Dabei taucht aber ein Problem auf: Wenn sich die Politik der Geschichte annimmt, besteht das Risiko ihrer Instrumentalisierung. In der Beilage zur Wochenzeitung „Das Parlament“ vom 14.10.2013 schreibt der Historiker Professor Sabrow unter dem Titel „Geschichte als Instrument“: „Mit dem Lobpreis der Muse Klio verbindet sich seit jeher die Klage über ihren Missbrauch“.

Was wir heute auf den Weg bringen, ist politisch motivierte Auftragsforschung. Die ist dann gerechtfertigt, wenn der Auftrag nicht mit vorher definierten Erwartungen an das Ergebnis verbunden wird. Es soll nicht um das Aufmachen alter Rechnungen gehen.

Zur Offenheit des Projektes gehört z.B. die Erforschung der Frage, ob es Alternativen für die damals politisch Verantwortlichen gegeben hat. Staat und Verwaltung mussten ja reorganisiert werden. Ein Großteil der für diesen Job Ausgebildeten war im Krieg gefallen oder befand sich in Kriegsgefangenschaft. Wer sollte es machen?

Oder mussten im Zuge der Einstellung von Nazis unbelastete Stelleninhaber gehen? Spannend ist auch die Frage, ob es bei eingestellten Nazis in der praktischen Tätigkeit im demokratischen Staat nachhaltige Läuterungsprozesse gegeben hat und wie diese sich äußerten.

Nicht zuletzt bedarf die These, die Beendigung der Entnazifizierung in Schleswig-Holstein habe das politische Klima zwischen Regierung und Opposition für viele Jahre vergiftet, einer kritischen Prüfung.

Der Antrag gibt ausreichend Raum für eine kritische, wissenschaftliche Forschung dieser Fragen.
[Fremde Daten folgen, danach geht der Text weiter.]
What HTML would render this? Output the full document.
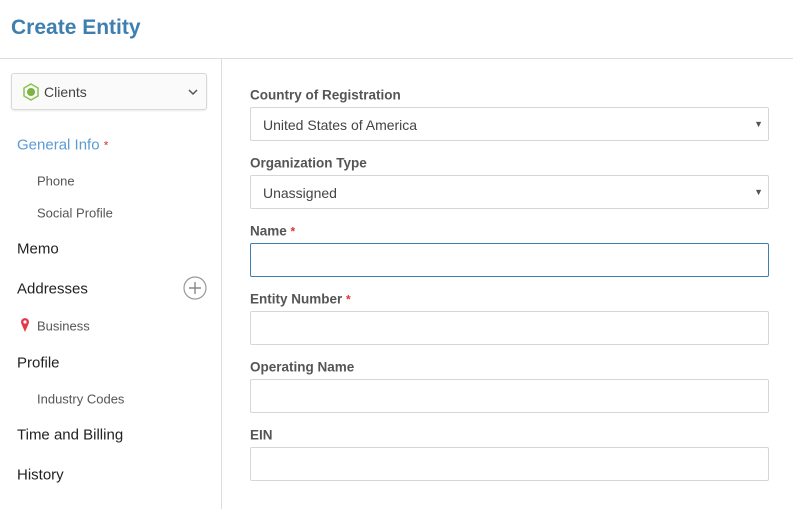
<!DOCTYPE html>
<html><head><meta charset="utf-8"><style>
*{box-sizing:border-box;margin:0;padding:0}
body{width:793px;height:509px;background:#fff;font-family:"Liberation Sans",sans-serif;position:relative;overflow:hidden;color:#333}
.a{position:absolute;white-space:nowrap}
h1{position:absolute;left:11px;top:16px;font-size:21px;font-weight:bold;color:#3f7fb0}
.hl{position:absolute;left:0;top:58px;width:793px;height:1px;background:#ddd}
.vl{position:absolute;left:221px;top:59px;width:1px;height:450px;background:#ddd}
.dd{position:absolute;left:11px;top:73px;width:196px;height:37px;border:1px solid #d8d8d8;border-radius:3px;background:#fafafa;box-shadow:0 1px 2px rgba(0,0,0,.08)}
.nav{font-size:15px;color:#222;transform:translateY(-50%)}
.sub{font-size:13px;color:#555;transform:translateY(-50%)}
.lb{font-size:13.5px;font-weight:bold;color:#555;transform:translateY(-50%);left:250px}
.f{position:absolute;left:250px;width:519px;height:34px;border:1px solid #d6d6d6;border-radius:2px;background:#fff;font-size:14px;color:#444;padding:9px 12px}
.f .c{position:absolute;right:5px;top:11px;font-size:9px;color:#555}
.r{color:#d33;font-size:12px}
</style></head><body>
<h1>Create Entity</h1>
<div class="hl"></div><div class="vl"></div>
<div class="dd">
<svg class="a" style="left:11px;top:9px" width="16" height="18" viewBox="0 0 16 18"><polygon points="8,1 15,5 15,13 8,17 1,13 1,5" fill="none" stroke="#8bc34a" stroke-width="1.5"/><circle cx="8" cy="9" r="4" fill="#7cb342"/></svg>
<span class="a" style="left:32px;top:10px;font-size:14px;color:#444">Clients</span>
<svg class="a" style="left:176px;top:15px" width="10" height="7" viewBox="0 0 10 7"><path d="M1 1L5 5L9 1" fill="none" stroke="#555" stroke-width="1.5"/></svg>
</div>
<span class="a nav" style="left:17px;top:145px;color:#5b9bd5">General Info <span class="r">*</span></span>
<span class="a sub" style="left:37px;top:181px">Phone</span>
<span class="a sub" style="left:37px;top:213px">Social Profile</span>
<span class="a nav" style="left:17px;top:249px">Memo</span>
<span class="a nav" style="left:17px;top:289px">Addresses</span>
<svg class="a" style="left:183px;top:276px" width="24" height="24" viewBox="0 0 24 24"><circle cx="12" cy="12" r="11" fill="none" stroke="#999" stroke-width="1.2"/><path d="M12 6V18M6 12H18" stroke="#888" stroke-width="1.4"/></svg>
<svg class="a" style="left:20px;top:317px" width="10" height="16" viewBox="0 0 10 16"><path d="M5 15L1.5 7A4 4 0 1 1 8.5 7Z" fill="#e53945"/><circle cx="5" cy="5" r="1.6" fill="#fff"/></svg>
<span class="a sub" style="left:37px;top:326px">Business</span>
<span class="a nav" style="left:17px;top:363px">Profile</span>
<span class="a sub" style="left:37px;top:399px">Industry Codes</span>
<span class="a nav" style="left:17px;top:435px">Time and Billing</span>
<span class="a nav" style="left:17px;top:475px">History</span>

<span class="a lb" style="top:95px">Country of Registration</span>
<div class="f" style="top:107px">United States of America<span class="c">▼</span></div>
<span class="a lb" style="top:163px">Organization Type</span>
<div class="f" style="top:175px">Unassigned<span class="c">▼</span></div>
<span class="a lb" style="top:231px">Name <span class="r">*</span></span>
<div class="f" style="top:243px;border-color:#3f7fb0"></div>
<span class="a lb" style="top:299px">Entity Number <span class="r">*</span></span>
<div class="f" style="top:311px"></div>
<span class="a lb" style="top:367px">Operating Name</span>
<div class="f" style="top:379px"></div>
<span class="a lb" style="top:435px">EIN</span>
<div class="f" style="top:447px"></div>
</body></html>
Es geht nicht nur um die Darstellung von ein paar besonders markanten Biografien - sozusagen ein „Who Is Who“ der Altnazis in Landesdiensten - sondern um umfassenden Erkenntnisgewinn. Dies unterscheidet das Projekt auch von ähnlichen Vorhaben in anderen Landesparlamenten.

Das Beste an dem Antrag ist aber, dass er von allen Fraktionen dieses Hauses gemeinsam eingebracht wird. Dafür gilt mein besonderer Dank an alle Kolleginnen und Kollegen. Schon diese Tatsache leistet einen wirklichen Beitrag zur Förderung der politischen Kultur in Schleswig-Holstein. Ich bin überzeugt, das Geld für den Forschungsauftrag ist gut angelegt. Ich freue mich auf das Ergebnis und die Diskussionen, welche die Forschungsarbeit auslösen wird.